Consult our compiling and linking documentation for more information on compiling software. You can also submit a software request using our Software Request Form.

Cluster Summary#

Nodes#

The Alpine cluster is made up of different types of nodes. A general overview of these nodes is as follows:

  • CPU nodes: 406 AMD Milan compute nodes with 256 GB RAM

  • GPU nodes: a mixture of 25 NVIDIA and AMD GPUs

  • High-memory nodes: 24 high-memory nodes with 1 TB of memory or more

Alpine is made possible due to its contributors. Below we provide each contributor, along with the number of nodes they have provided:

  • University of Colorado Boulder: 341 nodes

  • Colorado State University: 77 nodes

  • CU Anschutz Medical Campus: 37 nodes

Note

  • For specific details on node types and a breakdown of contributions made to Alpine, please see the Hardware Summary section of our Alpine Hardware page.

  • All nodes are available to all users. For full details about node access, please read the Alpine node access and FairShare policy.

Interconnect#

The Alpine cluster has different types of interconnects/fabrics which connect different types of hardware, outlined below:

  • CPU nodes: HDR-100 InfiniBand (200Gb inter-node fabric); available on most CPU nodes as of July 2023 and on most remaining CPU nodes pending hardware arrivals

  • GPU nodes: 2x25 Gb Ethernet +RoCE

  • High-memory nodes: 2x25 Gb Ethernet +RoCE

  • Scratch storage: 25Gb Ethernet +RoCE

Node Features#

The Alpine cluster features some heterogeneity. A variety of feature tags are applied to nodes deployed in Alpine to allow jobs to target specific CPU, GPU, network, and storage requirements.

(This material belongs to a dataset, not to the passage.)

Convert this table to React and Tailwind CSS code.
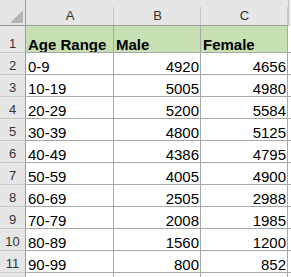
import React from "react";

const rows = [
  ["0-9", "4920", "4656"],
  ["10-19", "5005", "4980"],
  ["20-29", "5200", "5584"],
  ["30-39", "4800", "5125"],
  ["40-49", "4386", "4795"],
  ["50-59", "4005", "4900"],
  ["60-69", "2505", "2988"],
  ["70-79", "2008", "1985"],
  ["80-89", "1560", "1200"],
  ["90-99", "800", "852"],
];

const font = { fontFamily: '"Liberation Sans", Arial, sans-serif' };

function ColHead({ label, w }) {
  return (
    <div
      className={`relative flex items-end justify-center ${w} h-[26px] border-b border-[#9b9b9b] bg-[#e6e6e6] pb-[3px] text-[13px] leading-none text-[#333]`}
    >
      {label}
      <span className="absolute right-0 top-[7px] bottom-0 w-px bg-[#c4c4c4]" />
    </div>
  );
}

function RowHead({ n, h }) {
  return (
    <div
      className={`flex items-end justify-center w-[26px] ${h} border-r border-b border-r-[#9b9b9b] border-b-[#c8c8c8] bg-[#e6e6e6] pb-[2px] text-[13px] leading-none text-[#333]`}
    >
      {n}
    </div>
  );
}

function Cell({ children, w, h, right, bold, green }) {
  return (
    <div
      className={`flex items-end ${w} ${h} border-r border-b border-[#a8a8a8] ${
        right ? "justify-end pr-px" : "pl-[2px]"
      } ${green ? "bg-[#c6e0b4]" : "bg-white"} ${
        bold ? "font-bold" : ""
      } text-[15px] leading-none text-black whitespace-nowrap overflow-hidden`}
    >
      {children}
    </div>
  );
}

export default function App() {
  return (
    <div
      className="w-[291px] h-[277px] overflow-hidden bg-white flex flex-col"
      style={font}
    >
      {/* header row */}
      <div className="flex shrink-0">
        <div className="relative w-[26px] h-[26px] border-r border-b border-[#9b9b9b] bg-[#e6e6e6]">
          <svg
            className="absolute left-[10px] top-[10px]"
            width="13"
            height="13"
            viewBox="0 0 13 13"
          >
            <polygon points="13,0 13,13 0,13" fill="#b5b5b5" />
          </svg>
        </div>
        <ColHead label="A" w="w-[88px]" />
        <ColHead label="B" w="w-[87px]" />
        <ColHead label="C" w="w-[87px]" />
        <div className="flex-1 h-[26px] bg-[#ececec] border-l border-[#c4c4c4]" />
      </div>

      {/* row 1 */}
      <div className="flex shrink-0">
        <RowHead n="1" h="h-[27px]" />
        <Cell w="w-[88px]" h="h-[27px]" bold green>
          Age Range
        </Cell>
        <Cell w="w-[87px]" h="h-[27px]" bold green>
          Male
        </Cell>
        <Cell w="w-[87px]" h="h-[27px]" bold green>
          Female
        </Cell>
        <div className="flex-1 h-[27px] border-b border-[#a8a8a8]" />
      </div>

      {rows.map((r, i) => (
        <div key={i} className="flex shrink-0">
          <RowHead n={String(i + 2)} h="h-[22px]" />
          <Cell w="w-[88px]" h="h-[22px]">
            {r[0]}
          </Cell>
          <Cell w="w-[87px]" h="h-[22px]" right>
            {r[1]}
          </Cell>
          <Cell w="w-[87px]" h="h-[22px]" right>
            {r[2]}
          </Cell>
          <div className="flex-1 h-[22px] border-b border-[#a8a8a8]" />
        </div>
      ))}

      {/* partial row 12 */}
      <div className="flex flex-1">
        <div className="w-[26px] border-r border-[#9b9b9b] bg-[#e6e6e6]" />
        <div className="w-[88px] border-r border-[#a8a8a8]" />
        <div className="w-[87px] border-r border-[#a8a8a8]" />
        <div className="w-[87px] border-r border-[#a8a8a8]" />
        <div className="flex-1" />
      </div>
    </div>
  );
}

Use the sinfo command to determine the features that are available on any node in the cluster.

sinfo --format="%N | %f"

Note

Feature descriptions and finalized partition names are still being added to Alpine nodes. Refer to the description of features list below for current node features.

Description of features#

  • milan: 64-core and dual-socket 32-core AMD EPYC Milan CPU

  • milan128c: dual-socket 128-core AMD EPYC Milan CPU

  • a100: NVIDIA A100 GPU

  • mi100: AMD MI100 GPU

  • l40: NVIDIA L40 GPU

  • storage: large, fast RAID disk storage in node

  • rh8: RedHat Enterprise Linux version 8 operating system

Job Scheduling#

All jobs on Alpine are run through a queue system using the SLURM job scheduler. Though many HPC workflows are run through batch-type jobs, interactive jobs on compute nodes are allowed; however, these jobs must also be initiated through the scheduler. High-priority jobs move to the top of the queue and are thus guaranteed to start running within a few minutes, unless other high-priority jobs are already queued or running ahead of them. High-priority jobs can run for a maximum wall time of 24 hours. Low-priority jobs have a maximum wall time of 7 days.

More details about how to use SLURM to run jobs can be found in our running applications with jobs documentation.

Allocations#

When you receive a Research Computing account you are automatically assigned a Trailhead Auto-Allocation, which grants you a fixed share of ucb-general. The Trailhead is a great allocation for smaller jobs or testing and benchmarking your code. To accommodate a variety of allocation sizes on Alpine, CURC offers two application-based tiers. The Ascent Allocation tier provides users with 350,000 SUs over a 12 month period. The Peak Allocation tier is aimed at projects that will consume between 350,000 and 6,000,000 SUs in a 12 month period. Please see our Allocations page for a comparison of tiers and instructions to apply.

Alpine is jointly funded by the University of Colorado Boulder, the University of Colorado Anschutz, Colorado State University, and the National Science Foundation (award 2201538).